Potential for Equitable Relief
Despite the reversal of the trial court's judgment, the appellate court recognized that the respondents might have a viable claim in equity based on the factual circumstances of the case. The court referred to prior case law, indicating that if a plaintiff fails to prove their case under the theory pursued but presents facts that could support a different legal theory, the court may allow the plaintiff to amend their petition accordingly. The court noted that while the respondents could not recover under a breach of contract claim, the facts indicated a potential for equitable relief, given that Levan retained both the purchase price and the insurance proceeds without compensating the respondents for the property damage. The appellate court's willingness to remand the case for further proceedings allowed the respondents the opportunity to pursue this alternative claim, emphasizing the importance of equitable principles in resolving disputes even when contractual claims fail. This approach reflected a judicial discretion aimed at ensuring that parties may obtain a fair resolution based on the underlying facts of the case.
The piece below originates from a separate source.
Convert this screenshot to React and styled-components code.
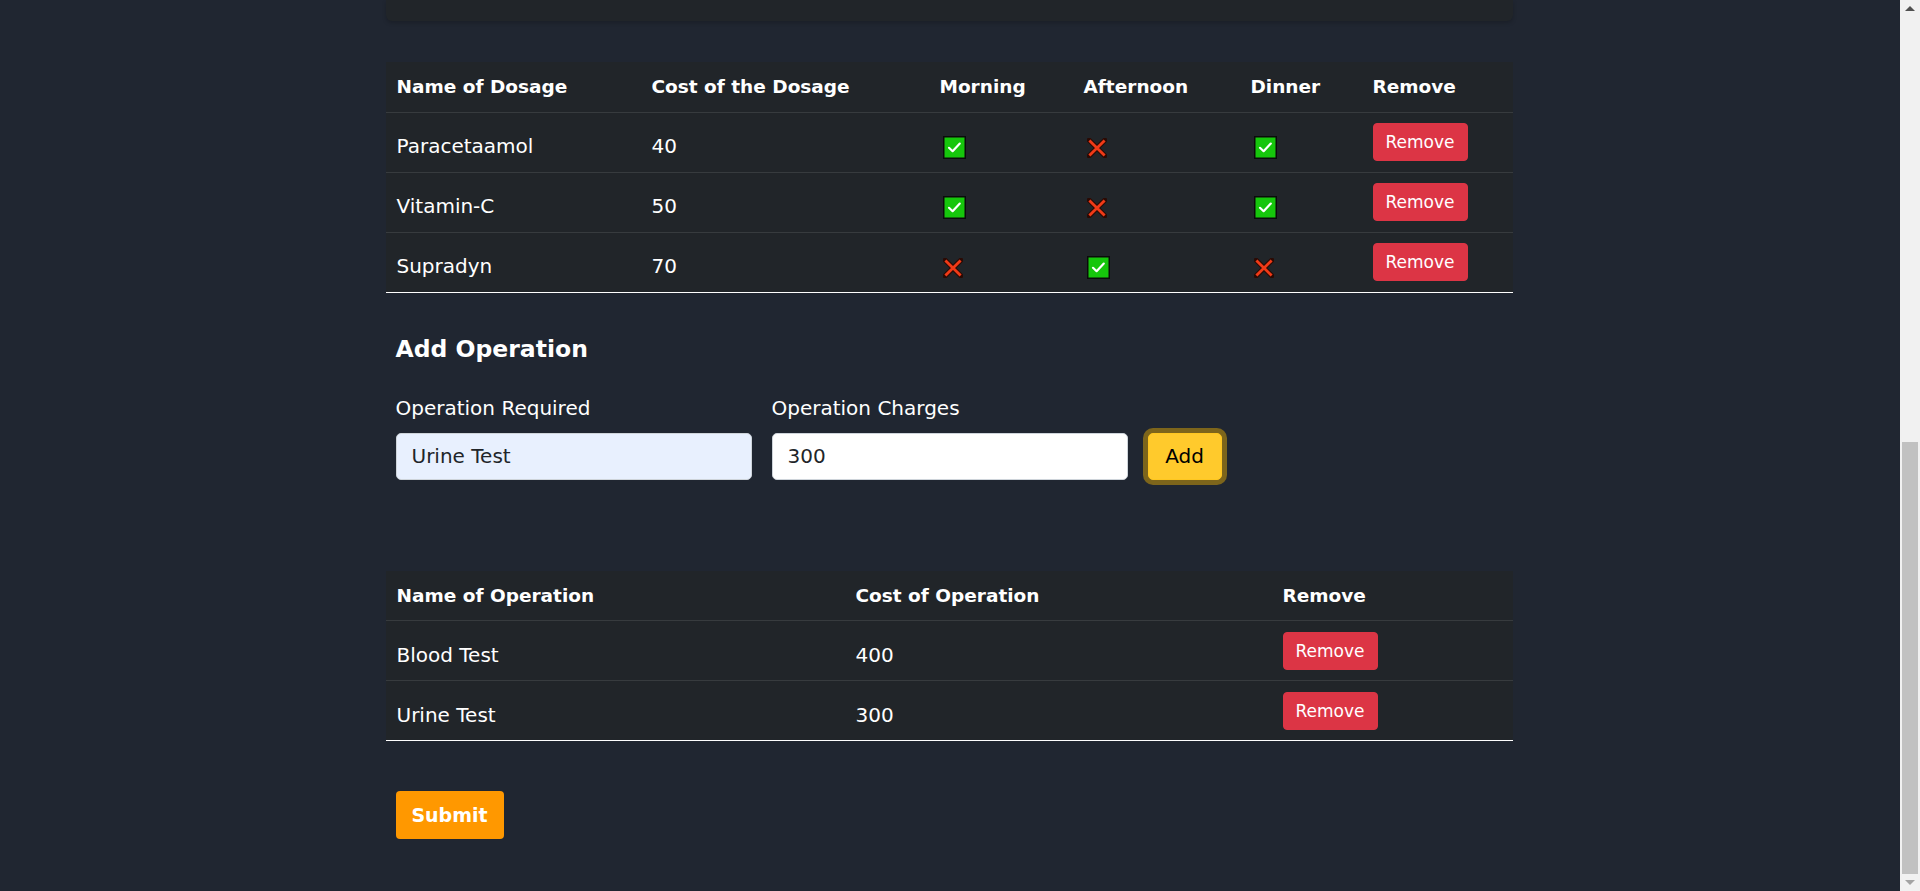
import React from "react";
import styled, { createGlobalStyle } from "styled-components";

const GlobalStyle = createGlobalStyle`
  html, body {
    margin: 0;
    padding: 0;
    background: #202631;
    overflow: hidden;
  }
  body {
    font-family: "DejaVu Sans", "Liberation Sans", sans-serif;
    color: #fff;
  }
  * {
    box-sizing: border-box;
  }
`;

const dosages = [
  { name: "Paracetaamol", cost: 40, morning: true, afternoon: false, dinner: true },
  { name: "Vitamin-C", cost: 50, morning: true, afternoon: false, dinner: true },
  { name: "Supradyn", cost: 70, morning: false, afternoon: true, dinner: false },
];

const operations = [
  { name: "Blood Test", cost: 400 },
  { name: "Urine Test", cost: 300 },
];

const CheckIcon = () => (
  <svg width="23" height="23" viewBox="0 0 23 23">
    <rect x="0.75" y="0.75" width="21.5" height="21.5" fill="#16c60c" stroke="#0b0b0b" strokeWidth="1.5" />
    <path d="M6 11.8 L9.6 15.2 L16.8 7.6" fill="none" stroke="#fff" strokeWidth="2.2" strokeLinecap="round" strokeLinejoin="round" />
  </svg>
);

const CrossIcon = () => (
  <svg width="20" height="20" viewBox="0 0 20 20">
    <path d="M2.2 2.2 L17.8 17.8 M17.8 2.2 L2.2 17.8" stroke="#2a0a04" strokeWidth="5" strokeLinecap="square" />
    <path d="M2.4 2.4 L17.6 17.6 M17.6 2.4 L2.4 17.6" stroke="#f03a17" strokeWidth="2.8" strokeLinecap="butt" />
  </svg>
);

const Mark = ({ on }) => <MarkBox $on={on}>{on ? <CheckIcon /> : <CrossIcon />}</MarkBox>;

const App = () => {
  return (
    <Page>
      <GlobalStyle />
      <Main>
        <Container>
          <CardTail />

          <Table $mt={41}>
            <colgroup>
              <Col $w={255} />
              <Col $w={288} />
              <Col $w={144} />
              <Col $w={167} />
              <Col $w={122} />
              <col />
            </colgroup>
            <thead>
              <tr>
                <Th>Name of Dosage</Th>
                <Th>Cost of the Dosage</Th>
                <Th>Morning</Th>
                <Th>Afternoon</Th>
                <Th>Dinner</Th>
                <Th>Remove</Th>
              </tr>
            </thead>
            <tbody>
              {dosages.map((d) => (
                <tr key={d.name}>
                  <Td>{d.name}</Td>
                  <Td>{d.cost}</Td>
                  <Td>
                    <Mark on={d.morning} />
                  </Td>
                  <Td>
                    <Mark on={d.afternoon} />
                  </Td>
                  <Td>
                    <Mark on={d.dinner} />
                  </Td>
                  <Td $action>
                    <RemoveBtn>Remove</RemoveBtn>
                  </Td>
                </tr>
              ))}
            </tbody>
          </Table>

          <FormSection>
            <Heading>Add Operation</Heading>
            <FormRow>
              <Field>
                <Label>Operation Required</Label>
                <Input $autofill defaultValue="Urine Test" />
              </Field>
              <Field>
                <Label>Operation Charges</Label>
                <Input defaultValue="300" />
              </Field>
              <AddBtn>Add</AddBtn>
            </FormRow>
          </FormSection>

          <Table $mt={91}>
            <colgroup>
              <Col $w={459} />
              <Col $w={427} />
              <col />
            </colgroup>
            <thead>
              <tr>
                <Th>Name of Operation</Th>
                <Th>Cost of Operation</Th>
                <Th>Remove</Th>
              </tr>
            </thead>
            <tbody>
              {operations.map((o) => (
                <tr key={o.name}>
                  <Td>{o.name}</Td>
                  <Td>{o.cost}</Td>
                  <Td $action>
                    <RemoveBtn>Remove</RemoveBtn>
                  </Td>
                </tr>
              ))}
            </tbody>
          </Table>

          <SubmitRow>
            <SubmitBtn>Submit</SubmitBtn>
          </SubmitRow>
        </Container>
      </Main>
      <Scrollbar>
        <ArrowBox>
          <Arrow $up />
        </ArrowBox>
        <Track>
          <Thumb />
        </Track>
        <ArrowBox>
          <Arrow />
        </ArrowBox>
      </Scrollbar>
    </Page>
  );
};

export default App;

const Page = styled.div`
  display: flex;
  width: 100vw;
  height: 100vh;
`;

const Main = styled.main`
  flex: 1;
  display: flex;
  justify-content: center;
  padding-right: 2px;
  overflow: hidden;
  background: #202631;
`;

const Container = styled.div`
  display: flex;
  flex-direction: column;
  width: 1127px;
  flex-shrink: 0;
`;

const CardTail = styled.div`
  height: 21px;
  background: #212529;
  border-radius: 0 0 6px 6px;
  box-shadow: 0 2px 4px rgba(0, 0, 0, 0.2);
`;

const Table = styled.table`
  width: 100%;
  margin-top: ${({ $mt }) => $mt}px;
  border-collapse: collapse;
  table-layout: fixed;
  background: #212529;
  color: #fff;

  tbody tr:last-child td {
    border-bottom: 1px solid #ffffff;
  }
`;

const Col = styled.col`
  width: ${({ $w }) => $w}px;
`;

const Th = styled.th`
  height: 50px;
  padding: 0 11px;
  text-align: left;
  vertical-align: middle;
  font-size: 18.5px;
  font-weight: 700;
  white-space: nowrap;
  border-bottom: 1px solid #373b3e;
`;

const Td = styled.td`
  height: 60px;
  padding: ${({ $action }) => ($action ? "0 11px" : "8px 11px 0")};
  vertical-align: middle;
  font-size: 20px;
  white-space: nowrap;
  border-bottom: 1px solid #373b3e;
`;

const MarkBox = styled.span`
  display: inline-flex;
  margin-left: ${({ $on }) => ($on ? "3px" : "3px")};
  vertical-align: middle;
`;

const RemoveBtn = styled.button`
  display: inline-flex;
  align-items: center;
  justify-content: center;
  width: 95px;
  height: 38px;
  padding: 0;
  border: 1px solid #dc3545;
  border-radius: 4px;
  background: #dc3545;
  color: #fff;
  font-family: inherit;
  font-size: 17px;
  cursor: pointer;
  vertical-align: middle;
`;

const FormSection = styled.section`
  display: flex;
  flex-direction: column;
  padding: 42px 10px 0;
`;

const Heading = styled.h3`
  margin: 0;
  font-size: 23.5px;
  font-weight: 700;
  line-height: 28px;
`;

const FormRow = styled.div`
  display: flex;
  align-items: flex-end;
  gap: 20px;
  margin-top: 33px;
`;

const Field = styled.div`
  display: flex;
  flex-direction: column;
  gap: 13px;
`;

const Label = styled.label`
  font-size: 20px;
  line-height: 24px;
  white-space: nowrap;
`;

const Input = styled.input`
  width: 356px;
  height: 47px;
  padding: 0 15px;
  border: 1px solid #ced4da;
  border-radius: 5px;
  background: ${({ $autofill }) => ($autofill ? "#e8f0fe" : "#ffffff")};
  color: #212529;
  font-family: inherit;
  font-size: 20px;
  outline: none;
`;

const AddBtn = styled.button`
  width: 74px;
  height: 47px;
  padding: 0;
  border: 1px solid #ffc720;
  border-radius: 5px;
  background: #ffca2c;
  color: #000;
  font-family: inherit;
  font-size: 20px;
  box-shadow: 0 0 0 5px rgba(217, 164, 6, 0.5);
  cursor: pointer;
`;

const SubmitRow = styled.div`
  display: flex;
  padding: 50px 10px 0;
`;

const SubmitBtn = styled.button`
  width: 108px;
  height: 48px;
  padding: 0;
  border: none;
  border-radius: 4px;
  background: #ff9800;
  color: #fff;
  font-family: inherit;
  font-size: 19px;
  font-weight: 700;
  cursor: pointer;
`;

const Scrollbar = styled.div`
  display: flex;
  flex-direction: column;
  width: 20px;
  flex-shrink: 0;
  background: #f1f1f1;
`;

const ArrowBox = styled.div`
  display: flex;
  align-items: center;
  justify-content: center;
  height: 17px;
`;

const Arrow = styled.span`
  width: 0;
  height: 0;
  border-left: 5px solid transparent;
  border-right: 5px solid transparent;
  ${({ $up }) =>
    $up
      ? `border-bottom: 5px solid #505050;`
      : `border-top: 5px solid #a3a3a3;`}
`;

const Track = styled.div`
  flex: 1;
  display: flex;
  flex-direction: column;
  justify-content: flex-end;
  padding: 0 2px;
`;

const Thumb = styled.div`
  height: 432px;
  background: #c1c1c1;
`;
Conclusion of the Appellate Court
Ultimately, the Missouri Court of Appeals reversed the trial court's judgment and remanded the case for further proceedings, allowing the respondents to amend their petition to potentially state a cause of action in equity. The appellate court's decision rested on the conclusion that there was no breach of contract as initially claimed, and thus, the respondents could not recover damages based on that theory. However, the court recognized that the facts of the case suggested a possibility for equitable relief, which warranted further examination. The court did not, however, determine the extent of any potential recovery for the respondents, indicating that any equitable claim would be limited to the insurance proceeds that Levan received. This decision underscored the importance of aligning legal remedies with the substantive facts of a case and the judicial system's role in facilitating just outcomes.